## TASK TO COMPLETE
Copy every line from the data below in which the string "components" can be found.

## RECORDED INFORMATION
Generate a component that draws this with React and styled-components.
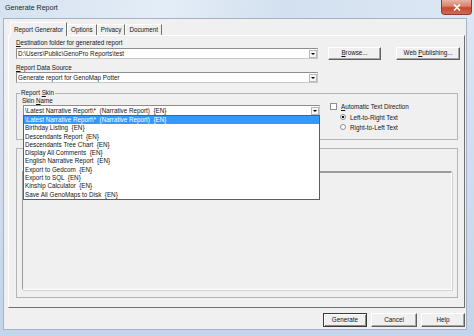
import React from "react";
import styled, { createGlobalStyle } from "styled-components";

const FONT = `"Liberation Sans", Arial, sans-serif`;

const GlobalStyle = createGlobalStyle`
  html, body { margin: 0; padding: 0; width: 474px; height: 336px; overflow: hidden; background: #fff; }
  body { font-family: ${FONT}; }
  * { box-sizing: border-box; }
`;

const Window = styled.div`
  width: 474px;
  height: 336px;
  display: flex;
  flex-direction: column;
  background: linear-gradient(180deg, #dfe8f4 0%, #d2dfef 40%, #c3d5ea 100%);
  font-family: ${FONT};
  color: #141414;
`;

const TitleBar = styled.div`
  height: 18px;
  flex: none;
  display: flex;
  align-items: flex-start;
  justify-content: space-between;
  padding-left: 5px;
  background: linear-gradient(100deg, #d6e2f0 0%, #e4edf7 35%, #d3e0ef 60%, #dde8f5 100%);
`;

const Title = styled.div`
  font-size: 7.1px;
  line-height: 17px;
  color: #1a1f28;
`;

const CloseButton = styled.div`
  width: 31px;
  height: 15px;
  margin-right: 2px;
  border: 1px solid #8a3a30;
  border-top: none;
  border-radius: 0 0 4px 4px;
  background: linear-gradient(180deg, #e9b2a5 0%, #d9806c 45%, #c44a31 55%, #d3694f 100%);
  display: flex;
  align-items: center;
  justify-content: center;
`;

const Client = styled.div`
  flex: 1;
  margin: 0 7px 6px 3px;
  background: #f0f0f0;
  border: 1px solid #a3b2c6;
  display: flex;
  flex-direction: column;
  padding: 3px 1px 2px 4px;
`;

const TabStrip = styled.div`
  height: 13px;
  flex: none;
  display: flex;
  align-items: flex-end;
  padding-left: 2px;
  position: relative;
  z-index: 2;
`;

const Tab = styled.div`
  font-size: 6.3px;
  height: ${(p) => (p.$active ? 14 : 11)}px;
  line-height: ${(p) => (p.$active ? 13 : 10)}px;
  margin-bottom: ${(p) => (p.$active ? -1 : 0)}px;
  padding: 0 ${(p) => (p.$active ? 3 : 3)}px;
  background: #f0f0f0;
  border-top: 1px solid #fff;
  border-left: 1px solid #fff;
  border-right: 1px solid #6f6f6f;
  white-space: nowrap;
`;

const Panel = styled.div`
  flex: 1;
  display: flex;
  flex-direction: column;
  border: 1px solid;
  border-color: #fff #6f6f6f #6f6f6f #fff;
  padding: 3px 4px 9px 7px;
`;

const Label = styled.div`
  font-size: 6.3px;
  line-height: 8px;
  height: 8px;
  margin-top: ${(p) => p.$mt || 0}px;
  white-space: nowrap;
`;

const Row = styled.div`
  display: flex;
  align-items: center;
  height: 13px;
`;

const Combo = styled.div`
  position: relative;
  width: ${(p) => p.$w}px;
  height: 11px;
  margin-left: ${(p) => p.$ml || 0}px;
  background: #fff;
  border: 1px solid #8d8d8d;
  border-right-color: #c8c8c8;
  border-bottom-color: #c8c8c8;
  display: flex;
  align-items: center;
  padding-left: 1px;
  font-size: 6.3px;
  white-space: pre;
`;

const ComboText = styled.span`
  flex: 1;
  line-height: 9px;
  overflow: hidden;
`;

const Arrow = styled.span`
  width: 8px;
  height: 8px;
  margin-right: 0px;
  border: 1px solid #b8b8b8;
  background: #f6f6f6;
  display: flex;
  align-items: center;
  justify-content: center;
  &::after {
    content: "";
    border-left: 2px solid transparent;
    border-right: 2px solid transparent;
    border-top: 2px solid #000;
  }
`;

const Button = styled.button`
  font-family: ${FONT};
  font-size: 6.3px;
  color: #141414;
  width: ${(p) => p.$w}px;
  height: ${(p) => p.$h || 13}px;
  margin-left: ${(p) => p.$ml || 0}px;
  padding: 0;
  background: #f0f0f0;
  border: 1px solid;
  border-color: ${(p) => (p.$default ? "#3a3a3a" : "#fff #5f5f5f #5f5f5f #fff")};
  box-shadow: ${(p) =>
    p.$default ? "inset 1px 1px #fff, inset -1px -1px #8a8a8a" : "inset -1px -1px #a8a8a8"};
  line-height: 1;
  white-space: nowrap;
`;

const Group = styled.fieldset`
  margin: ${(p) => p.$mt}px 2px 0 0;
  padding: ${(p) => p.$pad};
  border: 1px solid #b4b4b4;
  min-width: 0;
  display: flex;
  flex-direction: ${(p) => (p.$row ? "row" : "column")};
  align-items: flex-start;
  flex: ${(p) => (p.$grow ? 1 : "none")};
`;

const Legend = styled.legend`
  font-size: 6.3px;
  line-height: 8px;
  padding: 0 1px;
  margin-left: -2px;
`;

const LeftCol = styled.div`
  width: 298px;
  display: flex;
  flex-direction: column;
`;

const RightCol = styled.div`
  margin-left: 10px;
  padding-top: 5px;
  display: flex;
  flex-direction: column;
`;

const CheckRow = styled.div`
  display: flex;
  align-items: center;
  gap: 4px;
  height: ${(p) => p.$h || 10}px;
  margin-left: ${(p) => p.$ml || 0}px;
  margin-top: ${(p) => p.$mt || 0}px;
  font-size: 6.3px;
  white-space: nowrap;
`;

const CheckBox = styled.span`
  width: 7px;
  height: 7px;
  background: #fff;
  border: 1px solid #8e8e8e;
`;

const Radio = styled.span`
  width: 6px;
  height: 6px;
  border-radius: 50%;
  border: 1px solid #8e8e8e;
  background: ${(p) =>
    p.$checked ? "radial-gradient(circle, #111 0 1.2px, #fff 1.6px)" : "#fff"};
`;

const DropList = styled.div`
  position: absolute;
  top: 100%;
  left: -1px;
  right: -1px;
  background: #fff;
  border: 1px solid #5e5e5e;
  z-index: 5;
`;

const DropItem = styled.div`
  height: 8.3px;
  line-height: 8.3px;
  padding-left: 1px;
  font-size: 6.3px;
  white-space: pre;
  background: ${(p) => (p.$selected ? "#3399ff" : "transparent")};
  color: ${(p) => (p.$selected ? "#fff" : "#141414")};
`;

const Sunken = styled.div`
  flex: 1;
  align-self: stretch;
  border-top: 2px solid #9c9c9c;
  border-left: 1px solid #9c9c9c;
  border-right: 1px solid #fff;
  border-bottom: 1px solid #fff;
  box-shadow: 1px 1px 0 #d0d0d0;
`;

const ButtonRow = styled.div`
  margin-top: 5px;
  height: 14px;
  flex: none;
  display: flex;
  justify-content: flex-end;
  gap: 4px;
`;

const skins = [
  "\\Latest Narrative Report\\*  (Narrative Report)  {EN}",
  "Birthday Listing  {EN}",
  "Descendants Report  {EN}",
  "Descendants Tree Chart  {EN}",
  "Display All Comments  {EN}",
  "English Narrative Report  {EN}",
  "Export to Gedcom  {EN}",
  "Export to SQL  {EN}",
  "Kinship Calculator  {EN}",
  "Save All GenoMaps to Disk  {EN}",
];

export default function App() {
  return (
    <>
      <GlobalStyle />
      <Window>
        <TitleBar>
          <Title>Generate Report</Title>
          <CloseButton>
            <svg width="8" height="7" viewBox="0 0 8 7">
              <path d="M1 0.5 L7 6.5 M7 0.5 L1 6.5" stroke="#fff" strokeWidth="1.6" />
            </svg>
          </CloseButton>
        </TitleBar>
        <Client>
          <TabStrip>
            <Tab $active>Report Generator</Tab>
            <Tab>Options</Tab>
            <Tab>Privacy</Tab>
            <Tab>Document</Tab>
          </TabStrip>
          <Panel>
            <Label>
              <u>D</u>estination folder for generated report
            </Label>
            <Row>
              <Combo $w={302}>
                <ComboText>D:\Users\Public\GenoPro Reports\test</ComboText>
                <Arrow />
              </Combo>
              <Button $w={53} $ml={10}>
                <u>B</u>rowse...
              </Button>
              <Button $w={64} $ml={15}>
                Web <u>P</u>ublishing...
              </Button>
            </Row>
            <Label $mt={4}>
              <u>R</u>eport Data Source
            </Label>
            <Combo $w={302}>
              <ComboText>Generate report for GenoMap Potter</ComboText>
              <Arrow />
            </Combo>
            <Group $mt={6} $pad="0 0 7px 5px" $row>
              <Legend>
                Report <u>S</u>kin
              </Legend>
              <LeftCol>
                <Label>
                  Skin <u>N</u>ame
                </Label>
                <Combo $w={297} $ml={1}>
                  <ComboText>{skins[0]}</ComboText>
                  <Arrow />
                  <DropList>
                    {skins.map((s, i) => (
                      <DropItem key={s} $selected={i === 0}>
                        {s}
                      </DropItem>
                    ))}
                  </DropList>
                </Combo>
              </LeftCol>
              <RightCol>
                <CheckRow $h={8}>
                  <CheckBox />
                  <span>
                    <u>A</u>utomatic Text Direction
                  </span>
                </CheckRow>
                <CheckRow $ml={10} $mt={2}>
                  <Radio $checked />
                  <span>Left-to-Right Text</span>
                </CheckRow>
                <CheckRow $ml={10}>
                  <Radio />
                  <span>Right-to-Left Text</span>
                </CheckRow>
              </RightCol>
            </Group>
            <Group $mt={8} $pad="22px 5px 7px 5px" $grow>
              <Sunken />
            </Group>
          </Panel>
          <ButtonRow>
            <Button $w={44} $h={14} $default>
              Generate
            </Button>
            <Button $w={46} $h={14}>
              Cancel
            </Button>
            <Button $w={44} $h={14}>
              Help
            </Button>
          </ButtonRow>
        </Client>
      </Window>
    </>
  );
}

## CORRECT RESULT
Generate a component that draws this with React and styled-components.
import styled, { createGlobalStyle } from "styled-components";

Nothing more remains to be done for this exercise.